Les déclarations d’Anouk Van Gestel sont plus hallucinantes encore, car elle maintient que sa démarche était « humanitaire ». Les passeurs ont donc trouvé un nouveau terme pour qualifier leurs activités : ils font de l’humanitaire, chouette alors !
Si on ne peut plus rendre service…
Anouk Van Gestel est défendue par maître Alexis Deswaef, sémillant juriste dont tous les caméramen du pays connaissent le meilleur profil, ancien président de la Ligue des Droits de l’Homme, no-border patenté et ennemi implacable de l’actuel gouvernement MR/N-VA. Sa plaidoirie pourrait se limiter à ceci : ces deux donzelles ont simplement voulu rendre service. Un peu comme lorsque vous aidez un vieillard à traverser la route, quoi ! Et il ne cache pas la cible qu’il visera à travers ce procès : Théo Francken. Car, nous explique-t-il après un périlleux rapprochement avec le décès de la petite Mawda, tuée accidentellement lors d’un contrôle de police qui a très mal tourné, Théo Francken, secrétaire d’Etat à l’Asile et aux Migrations, tente d’utiliser la justice au bénéfice de sa politique migratoire. On pourrait lui rétorquer que pour ce qui est d’instrumentaliser les drames humains à des fins politiques, il n’a de leçons à recevoir de personne, il en a même fait son principal business.
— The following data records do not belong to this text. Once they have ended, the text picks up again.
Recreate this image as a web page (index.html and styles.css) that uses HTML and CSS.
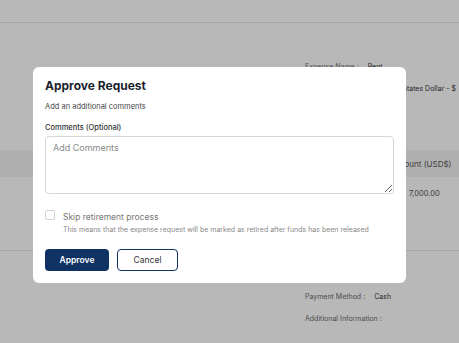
FILE: index.html
```html
<!DOCTYPE html>
<html lang="en">
<head>
    <meta charset="UTF-8">
    <meta name="viewport" content="width=device-width, initial-scale=1.0">
    <title>Approve Request</title>
    <link rel="stylesheet" href="styles.css">
</head>
<body>

<div class="page">
    <header class="page-header"></header>

    <section class="details">
        <div class="detail-row"><span class="label">Expense Name :</span><span class="value">Rent</span></div>
        <div class="detail-row"><span class="label">Expense Currency :</span><span class="value">United States Dollar - $</span></div>
    </section>

    <table class="items">
        <thead>
            <tr><th></th><th class="amount">Amount (USD$)</th></tr>
        </thead>
        <tbody>
            <tr><td></td><td class="amount">7,000.00</td></tr>
        </tbody>
    </table>

    <section class="details lower">
        <div class="detail-row"><span class="label">Payment Method :</span><span class="value">Cash</span></div>
        <div class="detail-row"><span class="label">Additional Information :</span><span class="value"></span></div>
    </section>
</div>

<!-- Approve modal -->
<div class="overlay">
    <div class="modal">
        <h2>Approve Request</h2>
        <p class="subtitle">Add an additional comments</p>

        <label class="field-label" for="comments">Comments (Optional)</label>
        <textarea id="comments" placeholder="Add Comments"></textarea>

        <div class="check-row">
            <input type="checkbox" id="skipRetirement">
            <div class="check-text">
                <label for="skipRetirement" class="check-title">Skip retirement process</label>
                <p class="check-hint">This means that the expense request will be marked as retired after funds has been released</p>
            </div>
        </div>

        <div class="actions">
            <button class="btn-primary">Approve</button>
            <button class="btn-outline">Cancel</button>
        </div>
    </div>
</div>

</body>
</html>
```

FILE: styles.css
```css
* {
    box-sizing: border-box;
}
body {
    margin: 0;
    font-family: Inter, "Noto Sans", sans-serif;
    background-color: #fff;
    overflow: hidden;
}
.page {
    height: 343px;
}
.page-header {
    height: 23px;
    border-bottom: 1px solid #e6e6e6;
}
.details {
    padding: 39px 0 0 305px;
}
.detail-row {
    font-size: 7px;
    height: 22px;
    white-space: nowrap;
}
.detail-row .label {
    color: #6b6b6b;
    margin-right: 9px;
}
.detail-row .value {
    color: #333;
}
.items {
    width: 100%;
    border-collapse: collapse;
    margin-top: 44px;
    font-size: 7.5px;
    color: #555;
}
.items th {
    background-color: #f4f4f4;
    height: 27px;
    font-size: 8px;
    font-weight: 400;
    text-align: left;
}
.items td {
    vertical-align: top;
    padding-top: 12px;
}
.items tbody tr {
    height: 73px;
    border-bottom: 1px solid #e6e6e6;
}
.items .amount {
    width: 80px;
}
.items td.amount {
    padding-left: 30px;
}
.items th.amount {
    padding-left: 13px;
}
.lower {
    padding-top: 41px;
}
.overlay {
    position: fixed;
    inset: 0;
    background-color: rgba(0, 0, 0, 0.28);
    padding: 67px 0 0 33px;
}
.modal {
    width: 373px;
    height: 216px;
    background-color: #fff;
    border-radius: 6px;
    padding: 11px 12px 0 12px;
}
.modal h2 {
    margin: 0;
    font-size: 12px;
    font-weight: 700;
    color: #1b1f2e;
    line-height: 16px;
}
.subtitle {
    margin: 8px 0 0 0;
    font-size: 7.5px;
    color: #444;
}
.field-label {
    display: block;
    margin-top: 12px;
    font-size: 7.5px;
    font-weight: 500;
    color: #333;
}
textarea {
    display: block;
    width: 349px;
    height: 58px;
    margin-top: 4px;
    padding: 5px 7px;
    border: 1px solid #d4d6dc;
    border-radius: 4px;
    font-family: inherit;
    font-size: 9px;
    color: #333;
}
textarea::placeholder {
    color: #8a8a8a;
}
.check-row {
    display: flex;
    gap: 8px;
    margin-top: 16px;
}
.check-row input {
    appearance: none;
    width: 10px;
    height: 10px;
    margin: 0;
    border: 1px solid #cfd2d8;
    border-radius: 2px;
    background: #fff;
}
.check-text {
    padding-top: 2px;
}
.check-title {
    display: block;
    font-size: 8.5px;
    color: #777;
    line-height: 11px;
}
.check-hint {
    margin: 2px 0 0 0;
    font-size: 7px;
    color: #888;
}
.actions {
    display: flex;
    gap: 8px;
    margin-top: 15px;
}
.actions button {
    height: 22px;
    border-radius: 4px;
    font-family: inherit;
    font-size: 8.5px;
    cursor: pointer;
}
.btn-primary {
    width: 64px;
    background-color: #0f3263;
    border: none;
    color: #fff;
    font-weight: 600;
}
.btn-outline {
    width: 61px;
    background-color: #fff;
    border: 1px solid #0f3263;
    color: #333;
}
```
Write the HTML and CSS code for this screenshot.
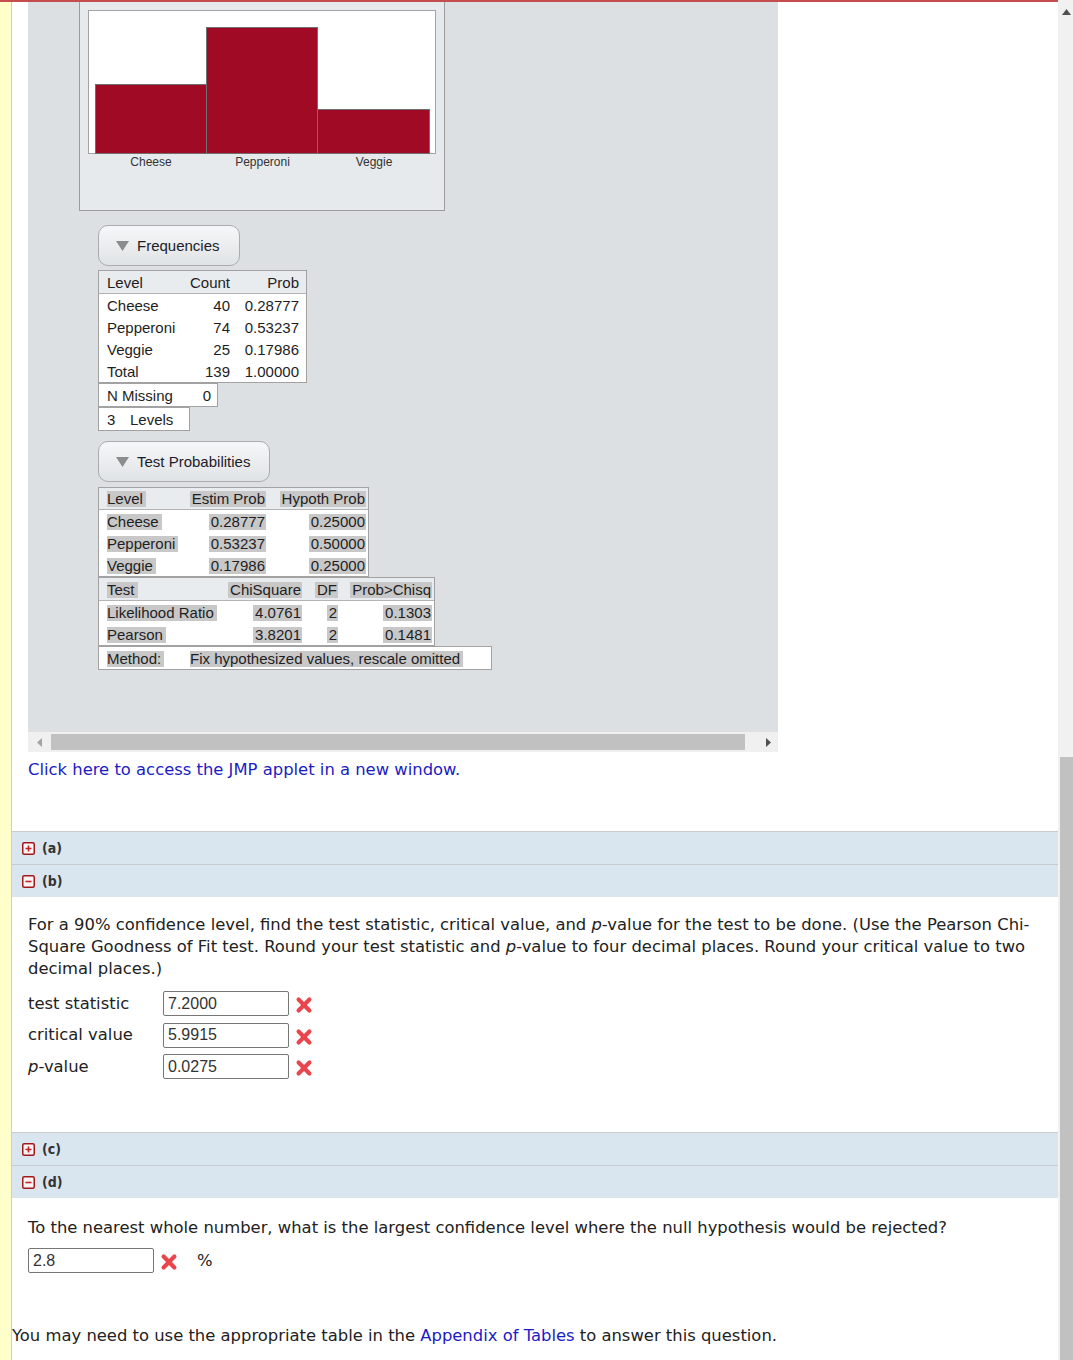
FILE: index.html
```html
<!DOCTYPE html>
<html>
<head>
<meta charset="utf-8">
<title>JMP Chi-Square Question</title>
<link rel="stylesheet" href="styles.css">
</head>
<body>
<div class="screen">
  <div class="doc">
    <div class="strip"></div>
    <div class="main">
      <div class="applet">
        <div class="chart-panel">
          <svg class="plot" width="348" height="144" viewBox="0 0 348 144">
            <rect x="0.5" y="0.5" width="347" height="143" fill="#ffffff" stroke="#a3a3a3"/>
            <rect x="7.5" y="74.5" width="111" height="69" fill="#a00a24" stroke="#6f6f6f"/>
            <rect x="118.5" y="17.5" width="111" height="126" fill="#a00a24" stroke="#6f6f6f"/>
            <rect x="229.5" y="99.5" width="112" height="44" fill="#a00a24" stroke="#6f6f6f"/>
          </svg>
          <div class="axis-labels"><span>Cheese</span><span>Pepperoni</span><span>Veggie</span></div>
        </div>

        <div class="report">
          <div class="obtn btn-freq">
            <svg class="tri" width="13" height="10" viewBox="0 0 13 10"><polygon points="0,0 13,0 6.5,10" fill="#8a8c8e"/></svg>
            <span>Frequencies</span>
          </div>

          <div class="tbl t-freq">
            <div class="row hdr"><span>Level</span><span class="r">Count</span><span class="r">Prob</span></div>
            <div class="row"><span>Cheese</span><span class="r">40</span><span class="r">0.28777</span></div>
            <div class="row"><span>Pepperoni</span><span class="r">74</span><span class="r">0.53237</span></div>
            <div class="row"><span>Veggie</span><span class="r">25</span><span class="r">0.17986</span></div>
            <div class="row"><span>Total</span><span class="r">139</span><span class="r">1.00000</span></div>
          </div>
          <div class="tbl t-miss">
            <div class="row"><span>N Missing</span><span class="r">0</span></div>
          </div>
          <div class="tbl t-lev">
            <div class="row"><span>3</span><span>Levels</span></div>
          </div>

          <div class="obtn btn-test">
            <svg class="tri" width="13" height="10" viewBox="0 0 13 10"><polygon points="0,0 13,0 6.5,10" fill="#8a8c8e"/></svg>
            <span>Test Probabilities</span>
          </div>

          <div class="tbl t-prob">
            <div class="row hdr"><div><span class="hl">Level</span></div><div class="r"><span class="hl">Estim Prob</span></div><div class="r"><span class="hl">Hypoth Prob</span></div></div>
            <div class="row"><div><span class="hl">Cheese</span></div><div class="r"><span class="hl">0.28777</span></div><div class="r"><span class="hl">0.25000</span></div></div>
            <div class="row"><div><span class="hl">Pepperoni</span></div><div class="r"><span class="hl">0.53237</span></div><div class="r"><span class="hl">0.50000</span></div></div>
            <div class="row"><div><span class="hl">Veggie</span></div><div class="r"><span class="hl">0.17986</span></div><div class="r"><span class="hl">0.25000</span></div></div>
          </div>
          <div class="tbl t-test">
            <div class="row hdr"><div><span class="hl">Test</span></div><div class="r"><span class="hl">ChiSquare</span></div><div class="r"><span class="hl">DF</span></div><div class="r"><span class="hl">Prob&gt;Chisq</span></div></div>
            <div class="row"><div><span class="hl">Likelihood Ratio</span></div><div class="r"><span class="hl">4.0761</span></div><div class="r"><span class="hl">2</span></div><div class="r"><span class="hl">0.1303</span></div></div>
            <div class="row"><div><span class="hl">Pearson</span></div><div class="r"><span class="hl">3.8201</span></div><div class="r"><span class="hl">2</span></div><div class="r"><span class="hl">0.1481</span></div></div>
          </div>
          <div class="tbl t-method">
            <div class="row"><div><span class="hl">Method:</span></div><div><span class="hl">Fix hypothesized values, rescale omitted</span></div></div>
          </div>
        </div>
      </div>

      <div class="hscroll">
        <svg class="harrow" width="6" height="9" viewBox="0 0 6 9"><polygon points="5,0 5,9 0,4.5" fill="#a3a3a3"/></svg>
        <div class="hthumb"></div>
        <svg class="harrow right" width="6" height="9" viewBox="0 0 6 9"><polygon points="1,0 1,9 6,4.5" fill="#505050"/></svg>
      </div>

      <p class="applet-link"><a href="#">Click here to access the JMP applet in a new window.</a></p>

      <div class="parts parts-ab">
        <div class="part-head">
          <svg class="toggle" width="13" height="13" viewBox="0 0 13 13"><rect x="0.75" y="0.75" width="11.5" height="11.5" rx="1.5" fill="#fdf4f4" stroke="#a01818" stroke-width="1.5"/><path d="M3.5 6.5 H9.5 M6.5 3.5 V9.5" stroke="#c0202a" stroke-width="1.6"/></svg>
          <span>(a)</span>
        </div>
        <div class="part-head">
          <svg class="toggle" width="13" height="13" viewBox="0 0 13 13"><rect x="0.75" y="0.75" width="11.5" height="11.5" rx="1.5" fill="#fdf4f4" stroke="#a01818" stroke-width="1.5"/><path d="M3.5 6.5 H9.5" stroke="#c0202a" stroke-width="1.6"/></svg>
          <span>(b)</span>
        </div>
      </div>

      <div class="qbody qb-b">
        <p class="qtext">For a 90% confidence level, find the test statistic, critical value, and <i>p</i>-value for the test to be done. (Use the Pearson Chi-Square Goodness of Fit test. Round your test statistic and <i>p</i>-value to four decimal places. Round your critical value to two decimal places.)</p>
        <div class="answers">
          <span class="alabel">test statistic</span>
          <input class="ans" type="text" value="7.2000">
          <svg class="xmark" width="18" height="18" viewBox="0 0 18 18"><path d="M3.6 3.6 L14.4 14.4 M14.4 3.6 L3.6 14.4" stroke="#e9454d" stroke-width="4.2" stroke-linecap="round"/></svg>

          <span class="alabel">critical value</span>
          <input class="ans" type="text" value="5.9915">
          <svg class="xmark" width="18" height="18" viewBox="0 0 18 18"><path d="M3.6 3.6 L14.4 14.4 M14.4 3.6 L3.6 14.4" stroke="#e9454d" stroke-width="4.2" stroke-linecap="round"/></svg>

          <span class="alabel"><i>p</i>-value</span>
          <input class="ans" type="text" value="0.0275">
          <svg class="xmark" width="18" height="18" viewBox="0 0 18 18"><path d="M3.6 3.6 L14.4 14.4 M14.4 3.6 L3.6 14.4" stroke="#e9454d" stroke-width="4.2" stroke-linecap="round"/></svg>
        </div>
      </div>

      <div class="parts parts-cd">
        <div class="part-head">
          <svg class="toggle" width="13" height="13" viewBox="0 0 13 13"><rect x="0.75" y="0.75" width="11.5" height="11.5" rx="1.5" fill="#fdf4f4" stroke="#a01818" stroke-width="1.5"/><path d="M3.5 6.5 H9.5 M6.5 3.5 V9.5" stroke="#c0202a" stroke-width="1.6"/></svg>
          <span>(c)</span>
        </div>
        <div class="part-head">
          <svg class="toggle" width="13" height="13" viewBox="0 0 13 13"><rect x="0.75" y="0.75" width="11.5" height="11.5" rx="1.5" fill="#fdf4f4" stroke="#a01818" stroke-width="1.5"/><path d="M3.5 6.5 H9.5" stroke="#c0202a" stroke-width="1.6"/></svg>
          <span>(d)</span>
        </div>
      </div>

      <div class="qbody qb-d">
        <p class="qtext">To the nearest whole number, what is the largest confidence level where the null hypothesis would be rejected?</p>
        <div class="answer-inline">
          <input class="ans" type="text" value="2.8">
          <svg class="xmark" width="18" height="18" viewBox="0 0 18 18"><path d="M3.6 3.6 L14.4 14.4 M14.4 3.6 L3.6 14.4" stroke="#e9454d" stroke-width="4.2" stroke-linecap="round"/></svg>
          <span class="pct">%</span>
        </div>
      </div>

      <p class="footnote">You may need to use the appropriate table in the <a href="#">Appendix of Tables</a> to answer this question.</p>
    </div>
  </div>
  <div class="vscroll">
    <svg class="varrow" width="9" height="6" viewBox="0 0 9 6"><polygon points="0,6 9,6 4.5,0" fill="#505050"/></svg>
    <div class="vthumb"></div>
  </div>
</div>
</body>
</html>
```

FILE: styles.css
```css
* { box-sizing: border-box; }
html, body { margin: 0; padding: 0; }
body {
  width: 1073px;
  height: 1360px;
  overflow: hidden;
  background: #ffffff;
  color: #222222;
  font-family: "DejaVu Sans", Verdana, sans-serif;
  font-size: 16.4px;
}

.screen { display: flex; height: 1360px; }
.doc {
  flex: 1;
  min-width: 0;
  display: flex;
  border-top: 2px solid #c44e4e;
}
.strip {
  width: 12px;
  flex: none;
  background: #ffffcc;
  border-right: 1px solid #d9d29c;
}
.main { flex: 1; min-width: 0; }

/* ---------- vertical scrollbar ---------- */
.vscroll {
  width: 15px;
  flex: none;
  background: #f1f1f1;
  display: flex;
  flex-direction: column;
  align-items: flex-end;
}
.varrow { margin: 9px 2px 0 0; }
.vthumb {
  margin-top: auto;
  width: 13px;
  height: 603px;
  background: #c1c1c1;
}

/* ---------- JMP applet ---------- */
.applet {
  margin-left: 16px;
  width: 750px;
  height: 730px;
  background: #dce0e3;
  font-family: "Liberation Sans", Arial, sans-serif;
  font-size: 15px;
  color: #1e1e24;
}
.chart-panel {
  margin-left: 51px;
  width: 366px;
  height: 209px;
  background: #e7eaec;
  border: 1px solid #9c9c9c;
  border-top: none;
  padding: 8px 0 0 8px;
}
.plot { display: block; }
.axis-labels {
  display: grid;
  grid-template-columns: 112px 111px 112px;
  padding-left: 7px;
  margin-top: 1px;
  font-size: 12px;
  line-height: 14px;
  color: #333333;
  text-align: center;
}

.report { margin-left: 70px; padding-top: 14px; }

.obtn {
  display: flex;
  align-items: center;
  height: 41px;
  padding-left: 17px;
  border: 1px solid #a9adb0;
  border-radius: 10px;
  background: linear-gradient(#f6f7f8, #e0e3e5);
  color: #1c1c2a;
}
.obtn .tri { margin-right: 8px; }
.btn-freq { width: 142px; }
.btn-test { width: 172px; margin-top: 10px; }

.tbl {
  width: fit-content;
  background: #ffffff;
  border: 1px solid #a2a2a2;
}
.row {
  display: grid;
  height: 22px;
  align-items: center;
  padding-left: 8px;
  white-space: nowrap;
}
.r { text-align: right; }
.hdr {
  background: #e9ecee;
  border-bottom: 1px solid #b4b4b4;
  height: 23px;
}
.hl {
  display: inline-block;
  background: #c8c8c8;
  line-height: 16px;
  padding: 0 3px 0 0;
}
.r .hl { padding: 0 1px 0 2px; }

.t-freq { margin-top: 4px; }
.t-freq .row { grid-template-columns: 70px 53px 69px; padding-right: 7px; }
.t-miss .row { grid-template-columns: 80px 24px; padding-right: 6px; height: 22px; }
.t-lev .row { grid-template-columns: 23px 51px; padding-right: 8px; }

.t-prob { margin-top: 5px; }
.t-prob .row { grid-template-columns: 78px 81px 100px; padding-right: 2px; }
.t-prob .hdr { height: 22px; }
.t-test .row { grid-template-columns: 113px 82px 36px 94px; padding-right: 2px; }
.t-method .row { grid-template-columns: 83px 301px; }

/* ---------- horizontal scrollbar ---------- */
.hscroll {
  margin-left: 16px;
  width: 750px;
  height: 20px;
  background: #f0f0f0;
  display: flex;
  align-items: center;
}
.harrow { margin: 0 8px 0 9px; flex: none; }
.harrow.right { margin: 0 7px 0 20px; }
.hthumb { width: 696px; height: 16px; background: #c1c1c1; }

.applet-link {
  margin: 7px 0 0 16px;
  line-height: 22px;
}
a { color: #1c1cc4; text-decoration: none; }

/* ---------- parts ---------- */
.parts-ab { margin-top: 50px; }
.part-head {
  display: flex;
  align-items: center;
  height: 33px;
  padding-left: 10px;
  background: #d9e5ef;
  border-top: 1px solid #c8ccd0;
  font-family: "DejaVu Sans Condensed", "DejaVu Sans", sans-serif;
  font-stretch: condensed;
  font-weight: bold;
  font-size: 14px;
  color: #333333;
}
.toggle { margin-right: 7px; flex: none; }

.qbody { padding: 17px 18px 0 16px; }
.qb-d { padding-top: 19px; }
.qtext { margin: 0; line-height: 22px; }

.answers {
  display: grid;
  grid-template-columns: 135px 126px auto;
  row-gap: 6.5px;
  align-items: center;
  margin-top: 11px;
}
.alabel { line-height: 22px; }
.ans {
  width: 126px;
  height: 25px;
  margin: 0;
  padding: 0 4px;
  border: 1px solid #767676;
  border-radius: 2px;
  background: #ffffff;
  font-family: "Liberation Sans", Arial, sans-serif;
  font-size: 16px;
  color: #333333;
}
.xmark { margin: 3px 0 0 6px; }

.parts-cd { margin-top: 53px; }

.answer-inline {
  display: flex;
  align-items: center;
  margin-top: 9px;
}
.pct { margin-left: 19px; }

.footnote {
  margin: 52px 0 0 0;
  line-height: 22px;
}
```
Seulement il y a un distinguo de taille : quand Alexis Deswaef instrumentalise la misère humaine, c’est par solidarité, tandis que que quand c’est Théo Francken, c’est pour nous faire revivre les inépuisables heures les plus sombres de notre histoire.
Bref, selon maître Deswaef, ce procès est une pure manœuvre politique, en pleine période électorale, afin d’attirer plus encore de Flamands vers le vote N-VA.
C’est possible.
Mais il est également possible que les journalistes, même de la presse féminine, ne soient pas au-dessus des lois.